Barth complained to Wu-Yi. She told "20/20" that the compnay had offered to pay her $1,000 for the rights to the photos they had already used. In need of cash, she signed the deal. After that her pictures started appearing on all kinds of diet ads online. She did a Google search for her name and came up with 1,320 results.
Hilson showed us how it's done, using an electronic tool called Liquify to melt away fat. Once chubby arms become svelte and toned.
Click here to watch Hilson's Photoshop demonstration
"Was it P.T. Barnum who said there is a sucker born every minute?" Hilson said. "And there are going to be those people that look at those before and after pictures and say, 'Heck that can be me in just six weeks.'"
Deceptive Diet Ads
Many of these diet ads are deceptive in other ways as well. Some feature fake endorsements by trusted celebrities, including Oprah Winfrey, Dr. Mehmet Oz, Rachel Ray and Barbara Walters.
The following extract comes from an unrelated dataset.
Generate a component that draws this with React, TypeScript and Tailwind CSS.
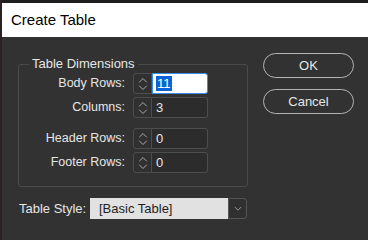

Oz told "20/20" that his problems started when he discussed a powerful anti-oxidant called acai berry on "The Oprah Winfrey Show."
Soon after that, pill makers started making outrageous weight loss claims for their acai berry pills, and started posting the bogus endorsements.
"If my name or picture is next to a product being sold," Oz said, "you can guarantee it's a scam because I don't endorse any products, and I would never let anyone use my name or my face to sell a product."
Oz recently joined up with Oprah in a lawsuit against 40 of these diet pill companies.
The bottom line, though, is that deceptive ads like these do sell products. While the supplement names vary, these questionable products often have one thing in common: a "14 day free trial" that isn't exactly free. First, you pay several dollars for shipping. Then, if you don't return the pills within 14 days from the order date, you'll be charged about $80 a month, every month, until you cancel. Anyone who doesn't read the fine print closely on these offers may find themselves regretting it.